Mat Anderson: Teens aren't crazy, they're just being teens

May 21, 2008 05:51 pm

“I’m seventeen, and I’m crazy. My uncle says the two always go together. When people ask your age, he said, always say seventeen and insane.”
The other day, while reflecting on my teen years, I remembered this phrase from Ray Bradbury’s “Fahrenheit 451,” and I realized that when I was a teenager, I did a lot of really stupid and dangerous things. It probably seemed like I was crazy to my parents, but in reality I was just being a teen.
Of course, it’s tempting to think adolescence is a period of temporary insanity. How else do you explain young people who don’t seem to grasp the dangers of driving too fast, driving drunk, having unprotected sex, experimenting with drugs and binge drinking? Do they think they are invincible?
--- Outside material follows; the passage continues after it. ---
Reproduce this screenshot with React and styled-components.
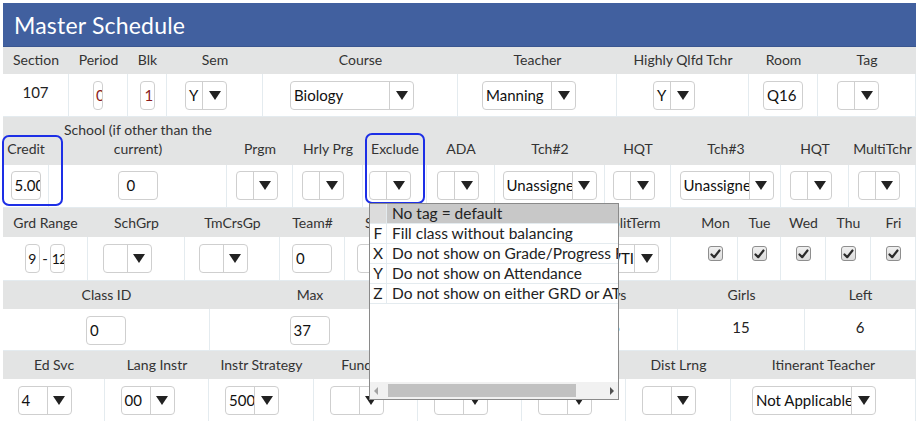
import React from 'react';
import styled, { createGlobalStyle } from 'styled-components';

const GlobalStyle = createGlobalStyle`
  body {
    margin: 0;
    background: #fff;
    font-family: Lato, "Noto Sans", sans-serif;
    color: #222;
  }
`;

const Page = styled.div`
  position: relative;
  width: 918px;
  height: 421px;
  overflow: hidden;
  box-sizing: border-box;
  padding: 3px 2px 0 3px;
`;

const Header = styled.div`
  height: 44px;
  background: #41609f;
  color: #fff;
  font-size: 23px;
  letter-spacing: 0.2px;
  line-height: 44px;
  padding-left: 11px;
  box-shadow: inset 0 -1px 0 #3a5690;
`;

const Block = styled.div`
  display: grid;
  grid-template-columns: ${p => p.cols};
  grid-template-rows: ${p => p.labelH}px ${p => p.valueH}px;
`;

const Label = styled.div`
  background: #e3e4e4;
  color: #333;
  font-size: 14px;
  line-height: 19px;
  text-align: center;
  white-space: nowrap;
  display: flex;
  align-items: flex-end;
  justify-content: center;
  padding-bottom: ${p => p.pb ?? 5}px;
  padding-left: ${p => p.pl ?? 0}px;
  padding-right: ${p => p.pr ?? 0}px;
  box-sizing: border-box;
`;

const Cell = styled.div`
  background: #fff;
  border-right: 1px solid #e4ebef;
  border-bottom: 1px solid #e4ebef;
  display: flex;
  justify-content: center;
  align-items: flex-start;
  gap: 3px;
  padding-top: ${p => p.pt ?? 7}px;
  padding-right: ${p => p.pr ?? 0}px;
  padding-left: ${p => p.pl ?? 0}px;
  box-sizing: border-box;
  &:first-child { border-left: 1px solid #e4ebef; }
`;

const Plain = styled.div`
  font-size: 15px;
  color: #222;
  padding-top: 2px;
`;

const Input = styled.div`
  width: ${p => p.w}px;
  height: 29px;
  box-sizing: border-box;
  border: 1px solid #cfcfcf;
  border-radius: 4px;
  background: #fff;
  font-size: ${p => (p.tight ? 14 : 15)}px;
  letter-spacing: ${p => (p.tight ? '-0.6px' : 'normal')};
  line-height: 27px;
  padding-left: ${p => p.pl ?? 3}px;
  color: ${p => (p.red ? '#8a1c1c' : '#111')};
  overflow: hidden;
  white-space: nowrap;
`;

const Dash = styled.span`
  font-size: 15px;
  line-height: 29px;
  margin: 0 -1px;
`;

const SelectBox = styled.div`
  display: flex;
  height: 29px;
  box-sizing: border-box;
  border: 1px solid #cfcfcf;
  border-radius: 4px;
  background: #fff;
`;

const SelectValue = styled.div`
  width: ${p => p.w}px;
  font-size: 15px;
  line-height: 27px;
  padding-left: 3px;
  box-sizing: border-box;
  overflow: hidden;
  white-space: nowrap;
  color: #111;
  display: flex;
  justify-content: ${p => (p.end ? 'flex-end' : 'flex-start')};
  border-right: 1px solid #cfcfcf;
`;

const Arrow = styled.div`
  width: 23px;
  display: flex;
  align-items: center;
  justify-content: center;
  &::after {
    content: '';
    border-left: 6px solid transparent;
    border-right: 6px solid transparent;
    border-top: 9px solid #222;
  }
`;

const Check = styled.div`
  width: 15px;
  height: 15px;
  box-sizing: border-box;
  border: 1px solid #8e8e8e;
  border-radius: 3px;
  background: linear-gradient(#f0f0f0, #dcdcdc);
  display: flex;
  align-items: center;
  justify-content: center;
`;

const Outline = styled.div`
  position: absolute;
  left: ${p => p.x}px;
  top: ${p => p.y}px;
  width: ${p => p.w}px;
  height: ${p => p.h}px;
  box-sizing: border-box;
  border: 2px solid #1d2fe6;
  border-radius: 7px;
  pointer-events: none;
`;

const Dropdown = styled.div`
  position: absolute;
  left: 369px;
  top: 203px;
  width: 250px;
  height: 197px;
  box-sizing: border-box;
  border: 1px solid #8a8a8a;
  background: #fff;
  display: flex;
  flex-direction: column;
`;

const Option = styled.div`
  display: grid;
  grid-template-columns: 17px 1fr;
  height: 20px;
  font-size: 15.5px;
  line-height: 19px;
  color: #222;
  border-bottom: 1px solid #e4ebef;
  box-sizing: border-box;
`;

const Code = styled.div`
  text-align: center;
  border-right: 1px solid #e4ebef;
  background: ${p => (p.active ? '#dcdcdc' : '#fff')};
`;

const Desc = styled.div`
  padding-left: 5px;
  white-space: nowrap;
  overflow: hidden;
  background: ${p => (p.active ? '#c8c8c8' : '#fff')};
`;

const Spacer = styled.div`
  flex: 1;
`;

const ScrollBar = styled.div`
  height: 17px;
  background: #f1f1f1;
  display: flex;
  align-items: center;
  padding: 0 4px;
`;

const ScrollArrow = styled.div`
  width: 0;
  height: 0;
  border-top: 4px solid transparent;
  border-bottom: 4px solid transparent;
  ${p => (p.right
    ? 'border-left: 4px solid #505050; margin-left: auto;'
    : 'border-right: 4px solid #a3a3a3;')}
`;

const Thumb = styled.div`
  width: 188px;
  height: 13px;
  background: #c1c1c1;
  margin-left: 10px;
`;

function Select({ value = '', w = 17, end }) {
  return (
    <SelectBox>
      <SelectValue w={w} end={end}>{value}</SelectValue>
      <Arrow />
    </SelectBox>
  );
}

function CheckMark() {
  return (
    <Check>
      <svg width="11" height="10" viewBox="0 0 11 10">
        <path d="M1.5 5.5 L4.2 8.2 L9.5 1.5" fill="none" stroke="#2b2b2b" strokeWidth="2.2" strokeLinecap="round" strokeLinejoin="round" />
      </svg>
    </Check>
  );
}

const tags = [
  ['', 'No tag = default'],
  ['F', 'Fill class without balancing'],
  ['X', 'Do not show on Grade/Progress Reports'],
  ['Y', 'Do not show on Attendance'],
  ['Z', 'Do not show on either GRD or ATT'],
];

export default function App() {
  return (
    <>
      <GlobalStyle />
      <Page>
        <Header>Master Schedule</Header>

        <Block cols="66px 59px 39px 96px 195px 159px 132px 69px 98px" labelH={27} valueH={43}>
          <Label>Section</Label>
          <Label>Period</Label>
          <Label>Blk</Label>
          <Label>Sem</Label>
          <Label>Course</Label>
          <Label>Teacher</Label>
          <Label>Highly Qlfd Tchr</Label>
          <Label>Room</Label>
          <Label>Tag</Label>
          <Cell><Plain>107</Plain></Cell>
          <Cell><Input w={10} pl={2} red>0</Input></Cell>
          <Cell><Input w={15} pl={4} red>1</Input></Cell>
          <Cell pr={17}><Select value="Y" /></Cell>
          <Cell pr={16}><Select value="Biology" w={99} /></Cell>
          <Cell pr={16}><Select value="Manning" w={69} /></Cell>
          <Cell pr={17}><Select value="Y" /></Cell>
          <Cell><Input w={40}>Q16</Input></Cell>
          <Cell pr={17}><Select /></Cell>
        </Block>

        <Block cols="46px 178px 66px 70px 64px 68px 110px 66px 110px 68px 67px" labelH={48} valueH={43}>
          <Label pb={7}>Credit</Label>
          <Label pb={7}>School (if other than the<br />current)</Label>
          <Label pb={7}>Prgm</Label>
          <Label pb={7}>Hrly Prg</Label>
          <Label pb={7}>Exclude</Label>
          <Label pb={7}>ADA</Label>
          <Label pb={7}>Tch#2</Label>
          <Label pb={7}>HQT</Label>
          <Label pb={7}>Tch#3</Label>
          <Label pb={7}>HQT</Label>
          <Label pb={7}>MultiTchr</Label>
          <Cell pt={6}><Input w={30} pl={3}>5.00</Input></Cell>
          <Cell pt={6}><Input w={40} pl={8}>0</Input></Cell>
          <Cell pt={6} pr={6}><Select /></Cell>
          <Cell pt={6} pr={9}><Select /></Cell>
          <Cell pt={6} pr={9}><Select /></Cell>
          <Cell pt={6} pr={5}><Select /></Cell>
          <Cell pt={6}><Select value="Unassigned" w={69} /></Cell>
          <Cell pt={6} pr={7}><Select /></Cell>
          <Cell pt={6} pl={2}><Select value="Unassigned" w={69} /></Cell>
          <Cell pt={6} pr={7}><Select /></Cell>
          <Cell pt={6} pr={7}><Select /></Cell>
        </Block>

        <Block cols="85px 97px 95px 65px 65px 90px 88px 83px 67px 43px 45px 45px 45px" labelH={29} valueH={44}>
          <Label>Grd Range</Label>
          <Label>SchGrp</Label>
          <Label>TmCrsGp</Label>
          <Label>Team#</Label>
          <Label pl={8}>Seats</Label>
          <Label>Section Type</Label>
          <Label>Sub Term</Label>
          <Label pl={6}>SplitTerm</Label>
          <Label pl={22}>Mon</Label>
          <Label>Tue</Label>
          <Label>Wed</Label>
          <Label>Thu</Label>
          <Label>Fri</Label>
          <Cell><Input w={15} pl={2} tight>9</Input><Dash>-</Dash><Input w={15} pl={1} tight>12</Input></Cell>
          <Cell pr={18}><Select w={24} /></Cell>
          <Cell pr={18}><Select w={24} /></Cell>
          <Cell><Input w={40}>0</Input></Cell>
          <Cell><Input w={40} /></Cell>
          <Cell pr={18}><Select /></Cell>
          <Cell pr={18}><Select /></Cell>
          <Cell pl={16}><Select value="WTI" w={19} end /></Cell>
          <Cell pt={9} pl={22}><CheckMark /></Cell>
          <Cell pt={9}><CheckMark /></Cell>
          <Cell pt={9}><CheckMark /></Cell>
          <Cell pt={9}><CheckMark /></Cell>
          <Cell pt={9}><CheckMark /></Cell>
        </Block>

        <Block cols="207px 200px 135px 133px 127px 111px" labelH={28} valueH={42}>
          <Label>Class ID</Label>
          <Label>Max</Label>
          <Label>Total</Label>
          <Label>Boys</Label>
          <Label>Girls</Label>
          <Label>Left</Label>
          <Cell><Input w={40}>0</Input></Cell>
          <Cell><Input w={40}>37</Input></Cell>
          <Cell><Plain>31</Plain></Cell>
          <Cell><Plain>16</Plain></Cell>
          <Cell><Plain>15</Plain></Cell>
          <Cell><Plain>6</Plain></Cell>
        </Block>

        <Block cols="102px 104px 105px 104px 104px 104px 105px 185px" labelH={28} valueH={45}>
          <Label>Ed Svc</Label>
          <Label>Lang Instr</Label>
          <Label>Instr Strategy</Label>
          <Label>Funding</Label>
          <Label>Prgm Type</Label>
          <Label>Cmptr Lab</Label>
          <Label>Dist Lrng</Label>
          <Label>Itinerant Teacher</Label>
          <Cell pr={18}><Select value="4" w={29} /></Cell>
          <Cell pr={18}><Select value="00" w={29} /></Cell>
          <Cell pr={18}><Select value="500" w={29} /></Cell>
          <Cell pr={18}><Select w={29} /></Cell>
          <Cell pr={18}><Select w={29} /></Cell>
          <Cell pr={18}><Select w={29} /></Cell>
          <Cell pr={19}><Select w={29} /></Cell>
          <Cell pr={18}><Select value="Not Applicable" w={99} /></Cell>
        </Block>

        <Outline x={2} y={135} w={61} h={71} />
        <Outline x={365} y={133} w={60} h={71} />

        <Dropdown>
          {tags.map(([code, text], i) => (
            <Option key={text}>
              <Code active={i === 0}>{code}</Code>
              <Desc active={i === 0}>{text}</Desc>
            </Option>
          ))}
          <Spacer />
          <ScrollBar>
            <ScrollArrow />
            <Thumb />
            <ScrollArrow right />
          </ScrollBar>
        </Dropdown>
      </Page>
    </>
  );
}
Well, in a study from the University of California, San Francisco, it was shown that adolescents are very well aware of their vulnerability and that they are actually more likely than adults to overestimate their risk of suffering negative effects from activities like drunk driving and unprotected sex.
The study found that teens are able to rationally consider the risks of a dangerous situation, but they also tend to weigh the benefits more heavily than adults. I know this was true when I was a teen, as I would rather risk my life in order to be cool than to be safe and risk social rejection.
Because of this reality, it is important for parents to provide protection for their teens. Of course, this can be a troublesome task as teens are no longer children but not yet adults, and simultaneously need boundaries and demand independence. If parents choose to be too controlling, teens will not receive the necessary experience they need to make healthy decisions as adults. But at the same time, if parents provide too much freedom too soon, teens will have greater opportunity for risk-taking and less guidance about how to properly weigh the consequences and benefits of their choices.
In other words, young teenagers need to be protected from themselves by removing opportunities for risk-taking. To do this, parents can fill portions of their teenager’s time with positive activities like church youth groups, Young Life, Boys and Girls Club and The Bridge. Through these organizations, teens can gain a feeling of independence by being away from parents while also being supervised by trusted adults.
Parents also need to prevent teens from being put into risky situations that can be tempting. This includes recognizing that teens should not be left alone at home with their boyfriend or girlfriend and that responsible adults should always be present at teen parties.
When I was a teen, my mom would always say, “I love you, be safe,” when I’d leave the house, and I would respond, “Don’t worry about me, I’m a teenager. I’m invincible!”
In truth, I knew I was actually very vulnerable to dangers to my health and my future. Unfortunately, for many teens, the long-term consequences of activities like drug use and sex don’t always seem as serious as being thought uncool by friends or being dumped by a boyfriend. Because of this, parents need to understand that adolescence isn’t a period of temporary insanity that teens will grow out of but instead a critical transition that requires protecting teens from these risky situations while also teaching them about consequences and supporting them with independence.
By doing this, you can accomplish the primary role of parents: raising healthy, responsible adults.